Researchers have obtained patents for isolating different sections of DNA that occur naturally in our bodies.  Whether this should be permitted is still open to debate. Currently, diagnostic companies who want to launch a new cancer test face the challenge that patents now cover many genes.

The Science article cites start-up Foundation Medicine in Cambridge, MA who estimated the cost of investigating possible patent infringement for a new diagnostic test at $35M, a cost that exceeded the company’s $25M of VC funding.

Add in the costs of any royalties or licensing fees and the issue of prior patents is now a nightmare for any diagnostics company.  It is simply not practical to license every gene that may be implicated in a multifactorial disease such as diabetes.  Pre-existing patents have become a barrier to market entry.

As the Science article reports, gene patents cover not only very small snips of DNA, as short as 15 nucleotides, but can prohibit the sequencing of associated DNA. Companies such as 23andMe that sequence an individual’s genome to test for the presence of certain genes may be violating patent rights of others.

What’s more so called “method” patents cover the linking of a gene sequence with a specific medical condition.

As advances in personalized medicine continue, there is a need to balance the competing interests of protecting scientific discovery and rewarding innovation, while at the same time allowing access to human genetic information that many think should be “free to all men and reserved exclusively to none.” Quotation from Bilski v. Kappos, 130 S.Ct. 3218, 3225 (2010)

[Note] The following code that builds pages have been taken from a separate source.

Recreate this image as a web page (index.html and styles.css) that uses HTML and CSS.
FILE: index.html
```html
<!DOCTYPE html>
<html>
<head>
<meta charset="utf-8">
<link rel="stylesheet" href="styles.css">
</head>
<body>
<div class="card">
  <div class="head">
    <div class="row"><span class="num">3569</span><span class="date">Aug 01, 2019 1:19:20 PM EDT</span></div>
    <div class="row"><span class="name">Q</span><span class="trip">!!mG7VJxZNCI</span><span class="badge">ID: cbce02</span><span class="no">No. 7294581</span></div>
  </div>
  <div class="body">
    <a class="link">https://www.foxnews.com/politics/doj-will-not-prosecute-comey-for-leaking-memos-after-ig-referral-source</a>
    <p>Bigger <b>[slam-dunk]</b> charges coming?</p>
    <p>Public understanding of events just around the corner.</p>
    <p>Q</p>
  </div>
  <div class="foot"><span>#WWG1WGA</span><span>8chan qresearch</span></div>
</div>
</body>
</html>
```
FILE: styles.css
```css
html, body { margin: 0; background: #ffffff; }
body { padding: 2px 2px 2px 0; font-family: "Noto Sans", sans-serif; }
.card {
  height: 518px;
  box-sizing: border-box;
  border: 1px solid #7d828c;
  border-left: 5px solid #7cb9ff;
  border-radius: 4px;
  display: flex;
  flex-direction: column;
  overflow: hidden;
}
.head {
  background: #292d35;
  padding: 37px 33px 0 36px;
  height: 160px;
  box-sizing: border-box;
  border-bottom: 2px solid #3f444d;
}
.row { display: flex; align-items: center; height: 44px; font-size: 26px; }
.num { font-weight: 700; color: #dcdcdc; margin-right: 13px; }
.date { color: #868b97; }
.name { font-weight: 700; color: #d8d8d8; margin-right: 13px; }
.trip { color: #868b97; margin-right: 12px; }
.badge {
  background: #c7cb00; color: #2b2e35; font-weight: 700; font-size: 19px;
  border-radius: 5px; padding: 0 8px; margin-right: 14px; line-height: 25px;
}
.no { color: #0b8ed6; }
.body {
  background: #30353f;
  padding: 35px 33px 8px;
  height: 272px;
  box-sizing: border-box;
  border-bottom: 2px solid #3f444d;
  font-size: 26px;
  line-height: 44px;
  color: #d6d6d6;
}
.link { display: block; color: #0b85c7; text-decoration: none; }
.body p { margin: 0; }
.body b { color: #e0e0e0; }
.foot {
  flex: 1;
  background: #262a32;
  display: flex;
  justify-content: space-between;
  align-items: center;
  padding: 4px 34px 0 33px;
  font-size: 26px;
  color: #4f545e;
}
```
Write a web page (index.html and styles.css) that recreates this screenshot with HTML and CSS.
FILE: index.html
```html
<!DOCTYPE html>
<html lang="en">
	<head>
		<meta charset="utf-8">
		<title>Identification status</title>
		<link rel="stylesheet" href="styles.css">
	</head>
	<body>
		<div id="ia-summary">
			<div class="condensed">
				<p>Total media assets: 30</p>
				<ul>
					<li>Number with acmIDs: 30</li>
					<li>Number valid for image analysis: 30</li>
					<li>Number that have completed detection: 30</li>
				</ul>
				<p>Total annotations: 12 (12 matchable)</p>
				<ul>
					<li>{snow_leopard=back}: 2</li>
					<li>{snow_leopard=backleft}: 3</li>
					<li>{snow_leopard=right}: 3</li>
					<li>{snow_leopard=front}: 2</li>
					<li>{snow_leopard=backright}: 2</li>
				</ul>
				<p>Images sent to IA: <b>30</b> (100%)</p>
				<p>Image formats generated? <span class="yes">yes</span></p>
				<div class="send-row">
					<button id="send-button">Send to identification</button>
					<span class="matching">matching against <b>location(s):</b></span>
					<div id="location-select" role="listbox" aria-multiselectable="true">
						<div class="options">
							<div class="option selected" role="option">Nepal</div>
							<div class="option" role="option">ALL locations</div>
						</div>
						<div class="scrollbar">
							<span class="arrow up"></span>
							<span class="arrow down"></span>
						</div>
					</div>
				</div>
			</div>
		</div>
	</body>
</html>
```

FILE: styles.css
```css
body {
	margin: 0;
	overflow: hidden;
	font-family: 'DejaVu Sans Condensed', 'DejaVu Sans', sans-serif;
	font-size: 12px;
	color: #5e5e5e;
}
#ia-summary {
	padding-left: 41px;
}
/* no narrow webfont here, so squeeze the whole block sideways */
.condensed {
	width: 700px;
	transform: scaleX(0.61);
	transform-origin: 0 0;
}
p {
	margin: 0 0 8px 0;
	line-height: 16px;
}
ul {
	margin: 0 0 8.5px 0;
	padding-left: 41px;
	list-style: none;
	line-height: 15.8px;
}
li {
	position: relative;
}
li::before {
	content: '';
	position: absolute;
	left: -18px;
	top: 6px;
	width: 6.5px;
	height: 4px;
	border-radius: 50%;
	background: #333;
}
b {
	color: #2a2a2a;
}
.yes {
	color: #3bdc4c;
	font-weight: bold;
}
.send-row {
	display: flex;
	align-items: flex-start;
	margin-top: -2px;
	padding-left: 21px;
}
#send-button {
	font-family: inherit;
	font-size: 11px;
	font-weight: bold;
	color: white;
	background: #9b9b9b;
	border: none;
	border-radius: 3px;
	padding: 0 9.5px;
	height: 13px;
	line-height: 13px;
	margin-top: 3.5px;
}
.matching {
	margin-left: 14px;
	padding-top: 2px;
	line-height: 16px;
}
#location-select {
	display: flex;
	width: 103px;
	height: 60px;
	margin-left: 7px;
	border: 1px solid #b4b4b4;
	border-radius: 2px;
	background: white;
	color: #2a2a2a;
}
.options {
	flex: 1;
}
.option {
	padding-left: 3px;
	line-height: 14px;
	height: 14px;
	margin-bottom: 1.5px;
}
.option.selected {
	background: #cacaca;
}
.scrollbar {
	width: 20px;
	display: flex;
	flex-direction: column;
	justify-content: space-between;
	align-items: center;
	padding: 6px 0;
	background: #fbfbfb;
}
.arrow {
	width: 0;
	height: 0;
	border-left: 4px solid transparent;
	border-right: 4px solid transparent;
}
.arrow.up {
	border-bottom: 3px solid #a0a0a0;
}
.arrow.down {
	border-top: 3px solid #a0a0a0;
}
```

A law suit currently on appeal to the US Court of Appeals for the Federal Circuit may lead to a change in the current practices of the US Patent & Trademark Office.  The American Association of Pathologists and others have challenged several patents relating to the breast cancer genes BRCA1 and BRAC2 held by Myriad Genetics and the University of Utah Research Foundation.

BRCA1 and BRCA2 genes are associated with an increased risk of breast and ovarian cancer.  The US district court for the Southern District of New York in a surprise decision by Judge Robert Sweet, invalidated Myriad’s patents.  The New York Times article about the case has a link to the Judge’s 156 page opinion.  The decision that isolated but otherwise unaltered DNA should not be patentable is now being appealed by Myriad.

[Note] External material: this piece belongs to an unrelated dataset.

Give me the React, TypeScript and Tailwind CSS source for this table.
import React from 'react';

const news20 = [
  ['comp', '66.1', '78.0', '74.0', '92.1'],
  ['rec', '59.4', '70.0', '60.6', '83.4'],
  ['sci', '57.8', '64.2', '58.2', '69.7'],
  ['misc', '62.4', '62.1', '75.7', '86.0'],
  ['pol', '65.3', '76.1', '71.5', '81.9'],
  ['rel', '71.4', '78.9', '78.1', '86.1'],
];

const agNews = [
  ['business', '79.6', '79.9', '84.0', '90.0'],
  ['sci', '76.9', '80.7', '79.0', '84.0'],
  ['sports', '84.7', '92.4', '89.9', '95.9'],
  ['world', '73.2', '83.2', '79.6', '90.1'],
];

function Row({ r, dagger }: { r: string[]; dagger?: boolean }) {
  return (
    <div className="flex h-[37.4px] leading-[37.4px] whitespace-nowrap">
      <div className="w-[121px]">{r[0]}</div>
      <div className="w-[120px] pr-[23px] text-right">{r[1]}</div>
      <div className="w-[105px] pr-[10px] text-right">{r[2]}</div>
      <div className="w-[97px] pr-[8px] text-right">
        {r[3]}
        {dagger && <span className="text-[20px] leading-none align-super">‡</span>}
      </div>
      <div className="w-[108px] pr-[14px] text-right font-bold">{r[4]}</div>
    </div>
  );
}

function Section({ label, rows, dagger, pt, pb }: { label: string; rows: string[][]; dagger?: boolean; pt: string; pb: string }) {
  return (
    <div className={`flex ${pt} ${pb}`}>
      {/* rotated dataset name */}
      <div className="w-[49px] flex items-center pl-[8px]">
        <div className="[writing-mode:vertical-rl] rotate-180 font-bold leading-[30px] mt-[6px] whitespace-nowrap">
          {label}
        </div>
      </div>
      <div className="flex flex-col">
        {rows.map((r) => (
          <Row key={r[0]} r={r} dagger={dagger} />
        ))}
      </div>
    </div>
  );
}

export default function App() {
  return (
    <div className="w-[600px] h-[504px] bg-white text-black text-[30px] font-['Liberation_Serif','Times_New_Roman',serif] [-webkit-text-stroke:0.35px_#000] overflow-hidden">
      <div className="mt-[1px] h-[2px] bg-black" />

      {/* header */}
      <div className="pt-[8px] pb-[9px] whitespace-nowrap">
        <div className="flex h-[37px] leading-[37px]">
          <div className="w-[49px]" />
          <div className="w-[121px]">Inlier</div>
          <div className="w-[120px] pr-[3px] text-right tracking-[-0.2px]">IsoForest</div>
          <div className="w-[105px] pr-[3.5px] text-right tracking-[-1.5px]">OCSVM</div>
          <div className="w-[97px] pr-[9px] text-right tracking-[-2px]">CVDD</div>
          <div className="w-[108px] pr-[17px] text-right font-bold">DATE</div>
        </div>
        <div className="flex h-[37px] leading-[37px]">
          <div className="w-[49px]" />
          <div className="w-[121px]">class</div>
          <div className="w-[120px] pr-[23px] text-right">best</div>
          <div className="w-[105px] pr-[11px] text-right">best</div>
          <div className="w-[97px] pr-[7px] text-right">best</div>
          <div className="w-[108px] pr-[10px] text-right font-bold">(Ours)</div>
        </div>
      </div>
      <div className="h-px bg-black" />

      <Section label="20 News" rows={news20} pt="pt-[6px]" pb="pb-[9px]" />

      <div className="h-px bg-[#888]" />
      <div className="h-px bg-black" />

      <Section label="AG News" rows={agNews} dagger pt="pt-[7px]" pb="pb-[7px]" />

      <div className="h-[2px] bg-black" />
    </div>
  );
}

In their legal brief, arguing for the decision to be upheld, the United States Government states:

“The fact that a particular segment of the human genome codes for the BRCA1 protein in a human cell, for example, rather than for adrenaline or insulin or nothing at all, is not within the power of science to alter. Such basic natural relationships may not be the subject of a patent.”

If the District Court’s decision is upheld on appeal, it would represent a fundamental policy shift on what patents can be obtained for human genetic information. Such a decision would prevent Myriad from charging royalties and exclusivity for the genetic testing of BRCA1 and potentially invalidate similar types of patents. Depending on your point of view this will either harm the biotechnology industry or increase the market opportunities.

Given the stakes involved, it is likely the Myriad case will end up being considered by the United States Supreme Court, and what they may decide is anyone’s guess.

To read more in-depth analysis about the Myriad case and the legal issues involved with the patenting of genomic information, I strongly recommend the “Genomics Law Report”, a blog written by Dan Vorhaus and others.

Ten years after the human genome was sequenced we are still working out the intellectual property rights. The question as to whether companies should be allowed to patent unaltered human genes is one that will be answered in the not too distant future.